Market Opportunities
Significant opportunities exist in the development and scale-up of recycled and fabricated consumables that reduce raw material waste and supply-chain risk. Spent targets can be reclaimed to recover up to 90% of precious metals, and closed-loop recycling partnerships with large end users are becoming commercially viable. Another opportunity lies in next-generation materials for emerging applications: compound semiconductor targets (e.g., gallium nitride, silicon carbide) for power electronics, and ternary oxide targets for advanced LiDAR coatings.
Suppliers that can offer integrated service packages—including inventory management, target rebonding, and on-site performance analytics—stand to lock in longer contracts and higher margins.

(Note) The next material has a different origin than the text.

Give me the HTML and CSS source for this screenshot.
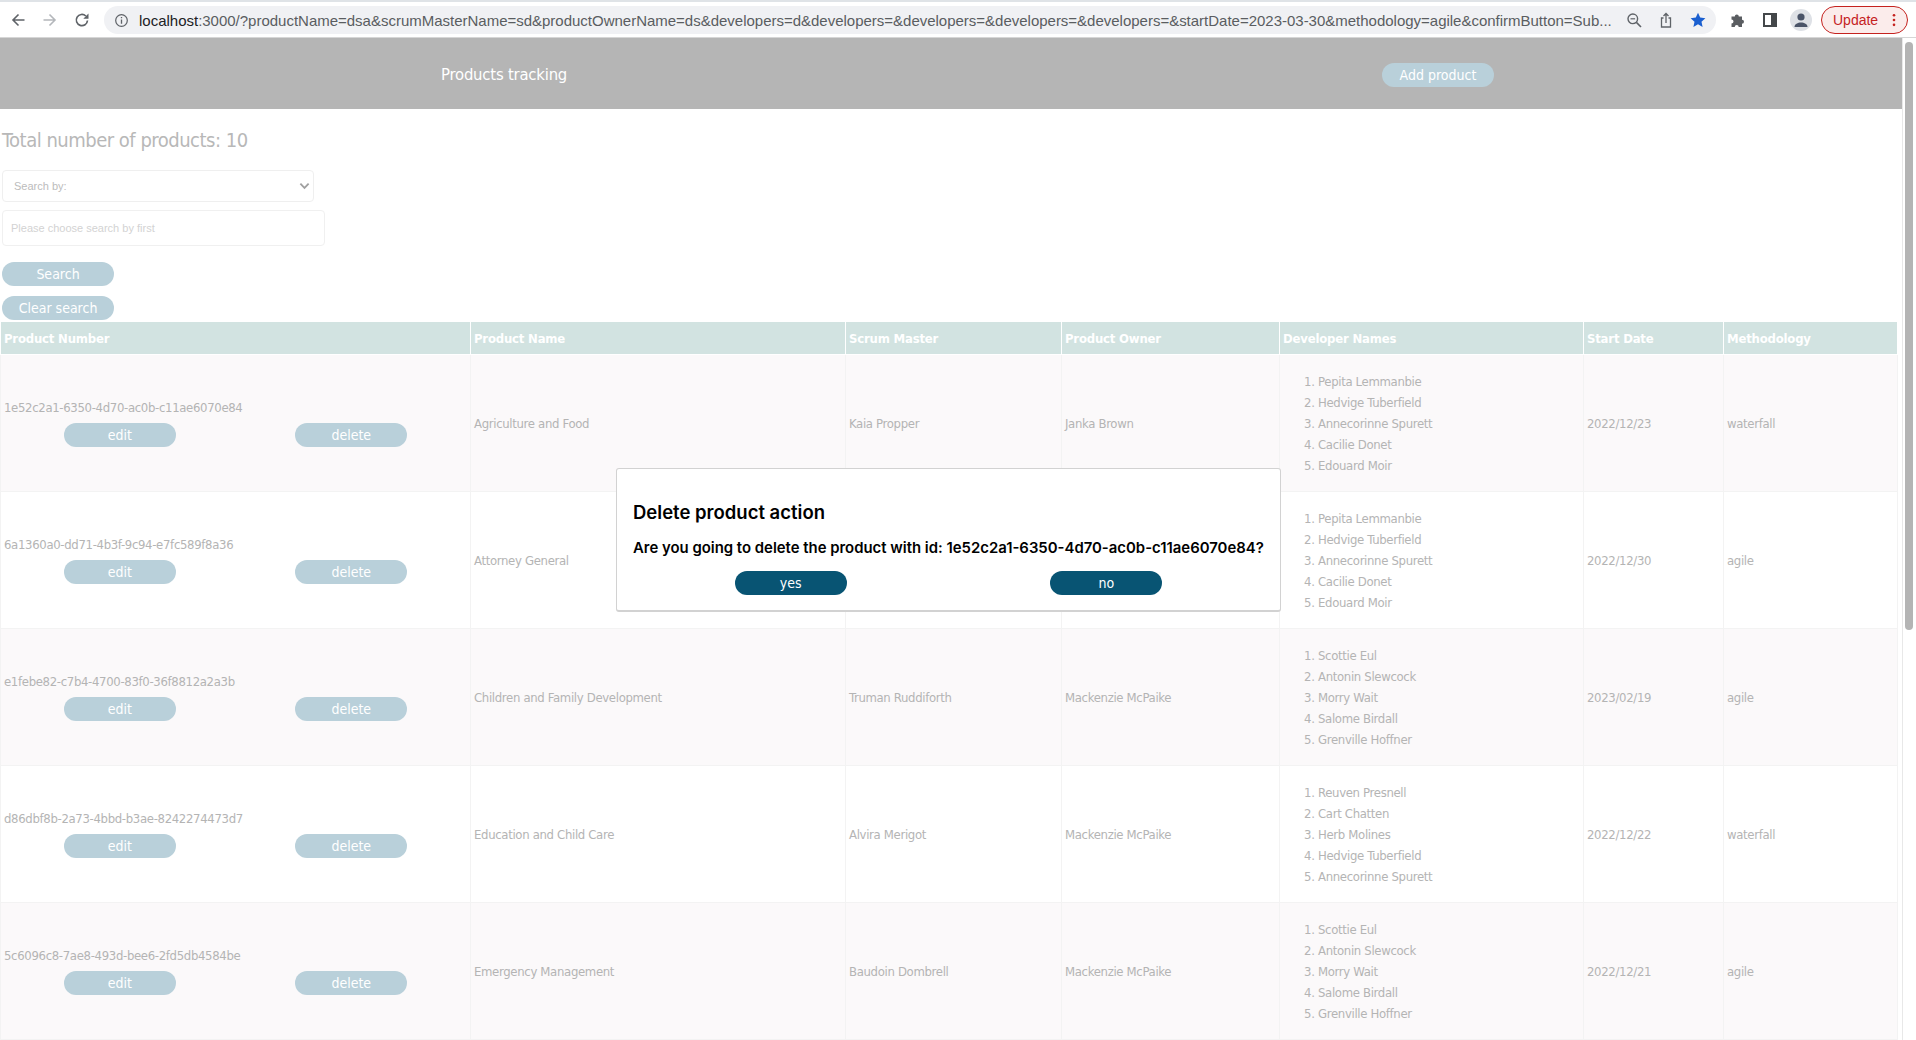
FILE: index.html
```html
<!DOCTYPE html>
<html lang="en">
<head>
<meta charset="utf-8">
<title>Products tracking</title>
<link rel="stylesheet" href="styles.css">
</head>
<body>
<div class="browser-bar">
  <svg class="ic" viewBox="0 0 16 16"><path d="M14.500 8H3M8.500 2.500 3 8l5.500 5.500" fill="none" stroke="#5f6368" stroke-width="1.6"/></svg>
  <svg class="ic" viewBox="0 0 16 16"><path d="M1.500 8H13M7.500 2.500 13 8l-5.500 5.500" fill="none" stroke="#b4b7bb" stroke-width="1.6"/></svg>
  <svg class="ic" viewBox="0 0 16 16"><path d="M13.500 8.500A5.600 5.600 0 1 1 11.800 4" fill="none" stroke="#5f6368" stroke-width="1.7"/><path d="M14.500 1.500v5.200H9.300z" fill="#5f6368"/></svg>
  <div class="omnibox">
    <svg class="info" viewBox="0 0 16 16"><circle cx="8" cy="8" r="6.200" fill="none" stroke="#5f6368" stroke-width="1.300"/><path d="M8 7v4.500M8 4.200v1.500" stroke="#5f6368" stroke-width="1.400"/></svg>
    <div class="url"><b>localhost</b>:3000/?productName=dsa&amp;scrumMasterName=sd&amp;productOwnerName=ds&amp;developers=d&amp;developers=&amp;developers=&amp;developers=&amp;developers=&amp;startDate=2023-03-30&amp;methodology=agile&amp;confirmButton=Sub...</div>
    <svg class="omni-ic" viewBox="0 0 16 16"><circle cx="6.800" cy="6.800" r="4.800" fill="none" stroke="#5f6368" stroke-width="1.400"/><path d="M10.400 10.400 15 15" stroke="#5f6368" stroke-width="1.600"/><path d="M4.500 6.800h4.600" stroke="#5f6368" stroke-width="1.200"/></svg>
    <svg class="omni-ic" viewBox="0 0 16 16"><path d="M5.500 6H3.500v9h9V6h-2M8 11V1.500M5.500 4 8 1.500 10.500 4" fill="none" stroke="#5f6368" stroke-width="1.300"/></svg>
    <svg class="omni-ic" viewBox="0 0 16 16"><path d="m8 .8 2.200 4.800 5.200.6-3.900 3.500 1.100 5.200L8 12.300l-4.600 2.600 1.100-5.200L.6 6.200l5.200-.6z" fill="#1a5fd0"/></svg>
  </div>
  <svg class="ext" viewBox="0 0 16 16"><path d="M1.500 4.500h3.300a2 2 0 1 1 4 0h3.200v3.200a2 2 0 1 1 0 4V15H8.700a2 2 0 1 0-4 0H1.500v-3.500a2 2 0 1 0 0-4z" fill="#5a5d61"/></svg>
  <svg class="ext" viewBox="0 0 16 16"><path d="M2 2h12v12H2z" fill="#fff" stroke="#44474a" stroke-width="2"/><path d="M9 2h5v12H9z" fill="#44474a"/></svg>
  <div class="avatar"><svg viewBox="0 0 22 22"><circle cx="11" cy="8" r="3.600" fill="#4a5468"/><path d="M4.500 18c0-6 13-6 13 0z" fill="#4a5468"/></svg></div>
  <div class="update"><span>Update</span><svg class="dots" viewBox="0 0 4 16"><circle cx="2" cy="2.500" r="1.500"/><circle cx="2" cy="8" r="1.500"/><circle cx="2" cy="13.500" r="1.500"/></svg></div>
</div>

<div class="viewport">
  <div class="page">
    <header class="top">
      <div class="brand">Products tracking</div>
      <button class="pill add">Add product</button>
    </header>
    <h2 class="total">Total number of products: 10</h2>
    <div class="fake-select"><span>Search by:</span><svg viewBox="0 0 12 8"><path d="M1.500 1.500 6 6l4.500-4.500" fill="none" stroke="#a0a0a0" stroke-width="2"/></svg></div>
    <div class="fake-input">Please choose search by first</div>
    <button class="pill search">Search</button>
    <button class="pill clear">Clear search</button>
    <table class="products">
      <colgroup><col class="c1"><col class="c2"><col class="c3"><col class="c4"><col class="c5"><col class="c6"><col class="c7"></colgroup>
      <thead>
        <tr><th>Product Number</th><th>Product Name</th><th>Scrum Master</th><th>Product Owner</th><th>Developer Names</th><th>Start Date</th><th>Methodology</th></tr>
      </thead>
      <tbody>
        <tr>
          <td>1e52c2a1-6350-4d70-ac0b-c11ae6070e84<div class="actions"><button class="pill">edit</button><button class="pill">delete</button></div></td>
          <td>Agriculture and Food</td><td>Kaia Propper</td><td>Janka Brown</td>
          <td><ol><li>Pepita Lemmanbie</li><li>Hedvige Tuberfield</li><li>Annecorinne Spurett</li><li>Cacilie Donet</li><li>Edouard Moir</li></ol></td>
          <td>2022/12/23</td><td>waterfall</td>
        </tr>
        <tr>
          <td>6a1360a0-dd71-4b3f-9c94-e7fc589f8a36<div class="actions"><button class="pill">edit</button><button class="pill">delete</button></div></td>
          <td>Attorney General</td><td></td><td></td>
          <td><ol><li>Pepita Lemmanbie</li><li>Hedvige Tuberfield</li><li>Annecorinne Spurett</li><li>Cacilie Donet</li><li>Edouard Moir</li></ol></td>
          <td>2022/12/30</td><td>agile</td>
        </tr>
        <tr>
          <td>e1febe82-c7b4-4700-83f0-36f8812a2a3b<div class="actions"><button class="pill">edit</button><button class="pill">delete</button></div></td>
          <td>Children and Family Development</td><td>Truman Ruddiforth</td><td>Mackenzie McPaike</td>
          <td><ol><li>Scottie Eul</li><li>Antonin Slewcock</li><li>Morry Wait</li><li>Salome Birdall</li><li>Grenville Hoffner</li></ol></td>
          <td>2023/02/19</td><td>agile</td>
        </tr>
        <tr>
          <td>d86dbf8b-2a73-4bbd-b3ae-8242274473d7<div class="actions"><button class="pill">edit</button><button class="pill">delete</button></div></td>
          <td>Education and Child Care</td><td>Alvira Merigot</td><td>Mackenzie McPaike</td>
          <td><ol><li>Reuven Presnell</li><li>Cart Chatten</li><li>Herb Molines</li><li>Hedvige Tuberfield</li><li>Annecorinne Spurett</li></ol></td>
          <td>2022/12/22</td><td>waterfall</td>
        </tr>
        <tr>
          <td>5c6096c8-7ae8-493d-bee6-2fd5db4584be<div class="actions"><button class="pill">edit</button><button class="pill">delete</button></div></td>
          <td>Emergency Management</td><td>Baudoin Dombrell</td><td>Mackenzie McPaike</td>
          <td><ol><li>Scottie Eul</li><li>Antonin Slewcock</li><li>Morry Wait</li><li>Salome Birdall</li><li>Grenville Hoffner</li></ol></td>
          <td>2022/12/21</td><td>agile</td>
        </tr>
      </tbody>
    </table>
  </div>
  <div class="scrollbar"><div class="thumb"></div></div>
  <div class="modal">
    <h3>Delete product action</h3>
    <p>Are you going to delete the product with id: 1e52c2a1-6350-4d70-ac0b-c11ae6070e84?</p>
    <div class="modal-actions"><button class="pill dark">yes</button><button class="pill dark">no</button></div>
  </div>
</div>
</body>
</html>
```
FILE: styles.css
```css
* { box-sizing: border-box; }
html, body { margin: 0; height: 100%; overflow: hidden; background: #fff; }
body { font-family: "DejaVu Sans Condensed", "DejaVu Sans", sans-serif; display: flex; flex-direction: column; }

.browser-bar { height: 38px; flex: none; display: flex; align-items: center; background: #fff; border-top: 2px solid #dfe3e7; border-bottom: 1px solid #d6d6d6; padding: 4px 0 3px 10px; }
.ic { width: 16px; height: 16px; margin-right: 16px; flex: none; }
.omnibox { width: 1612px; margin-left: -2px; height: 28px; background: #f0f1f4; border-radius: 14px; display: flex; align-items: center; padding-left: 10px; flex: none; }
.info { width: 15px; height: 15px; flex: none; margin-right: 10px; }
.url { width: 1473px; flex: none; font: 15px "Liberation Sans", sans-serif; letter-spacing: -.01px; color: #5a5d61; white-space: nowrap; }
.url b { font-weight: 400; color: #202124; }
.omni-ic { width: 16px; height: 16px; flex: none; margin-left: 16px; }
.omnibox .url + .omni-ic { margin-left: 14px; }
.ext { width: 16px; height: 16px; flex: none; margin-left: 16px; }
.omnibox + .ext { margin-left: 14px; }
.avatar { width: 22px; height: 22px; border-radius: 50%; background: #dee1e6; margin-left: 12px; flex: none; }
.avatar svg { display: block; width: 22px; height: 22px; }
.update { width: 87px; height: 28px; margin-left: 9px; border: 1px solid #c5221f; border-radius: 14px; background: #fbeceb; color: #c5221f; display: flex; align-items: center; justify-content: space-between; padding: 0 11px 0 11px; font: 14px "Liberation Sans", sans-serif; flex: none; }
.dots { width: 4px; height: 14px; fill: #c5221f; }

.viewport { position: relative; flex: 1; min-height: 0; display: flex; overflow: hidden; }
.page { flex: 1; min-width: 0; }
.scrollbar { width: 14px; flex: none; background: #fff; border-left: 1px solid #e8e8e8; padding: 4px 3px 0 2px; }
.thumb { height: 588px; background: #b4b4b4; border-radius: 4px; }

.top { height: 71px; background: #b5b5b5; display: flex; align-items: center; padding: 2px 0 0 441px; }
.brand { color: #fff; font-size: 16.500px; letter-spacing: -.2px; width: 941px; }
.pill { display: block; width: 112px; height: 24px; border: 0; border-radius: 12px; padding: 0; background: #b9d0da; color: #fff; font-family: inherit; font-size: 14px; line-height: 24px; text-align: center; }
.total { margin: 0; padding: 21px 0 0 2px; font-size: 20px; font-weight: 400; letter-spacing: -.5px; line-height: 20px; height: 61px; color: #b8b8b8; }
.fake-select { width: 312px; height: 32px; margin-left: 2px; border: 1px solid #efefef; border-radius: 4px; display: flex; align-items: center; justify-content: space-between; padding: 0 3px 0 11px; font: 11px "Liberation Sans", sans-serif; color: #bcbcbc; }
.fake-select svg { width: 11px; height: 8px; }
.fake-input { width: 323px; height: 36px; margin: 8px 0 16px 2px; border: 1px solid #f0f0f0; border-radius: 4px; padding: 0 8px; font: 11px/34px "Liberation Sans", sans-serif; color: #d3d3d3; }
.pill.search { margin-left: 2px; }
.pill.clear { margin: 10px 0 1px 2px; }

.products { width: 1897px; table-layout: fixed; border-collapse: collapse; color: #b4b4b4; font-size: 13px; letter-spacing: -.33px; }
.c1 { width: 470px; } .c2 { width: 375px; } .c3 { width: 216px; } .c4 { width: 218px; } .c5 { width: 304px; } .c6 { width: 140px; } .c7 { width: 174px; }
.products th { height: 33px; background: #d2e3e1; color: #fff; font-weight: 700; text-align: left; padding: 0 3px; border: 1px solid #fff; font-size: 13px; letter-spacing: -.2px; }
.products td { height: 137px; padding: 0 3px; border: 1px solid #f3f3f3; vertical-align: middle; }
.products tbody tr:nth-child(odd) td { background: #fbf9fa; }
.actions { display: flex; justify-content: space-around; margin-top: 8px; letter-spacing: 0; }
ol { margin: 0; padding-left: 35px; }
li { line-height: 21px; }

.modal { position: absolute; left: 616px; top: 430px; width: 665px; height: 144px; background: #fff; border: 1px solid #d2d2d2; border-bottom-width: 2px; border-radius: 3px; padding: 32px 16px 0; font-family: Inter, sans-serif; color: #000; z-index: 5; }
.modal h3 { margin: 0; font-size: 18.500px; line-height: 22px; font-weight: 600; }
.modal p { margin: 15px 0 0; font-size: 14.900px; line-height: 20px; font-weight: 600; white-space: nowrap; }
.modal-actions { display: flex; justify-content: space-around; margin-top: 13px; }
.pill.dark { background: #085473; font-family: "DejaVu Sans Condensed", sans-serif; }
```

Geographic expansion into underserved regions, particularly Southeast Asia and India, is attractive as local semiconductor fabs and solar module factories seek local sourcing to reduce logistics costs and lead times. Finally, the trend toward larger-generation glass substrates for microLED and OLED displays creates demand for larger single-piece targets and segmented assemblies, which require new bonding and handling technologies.
Early movers who invest in these capabilities can capture premium market positions before the technology becomes commoditized.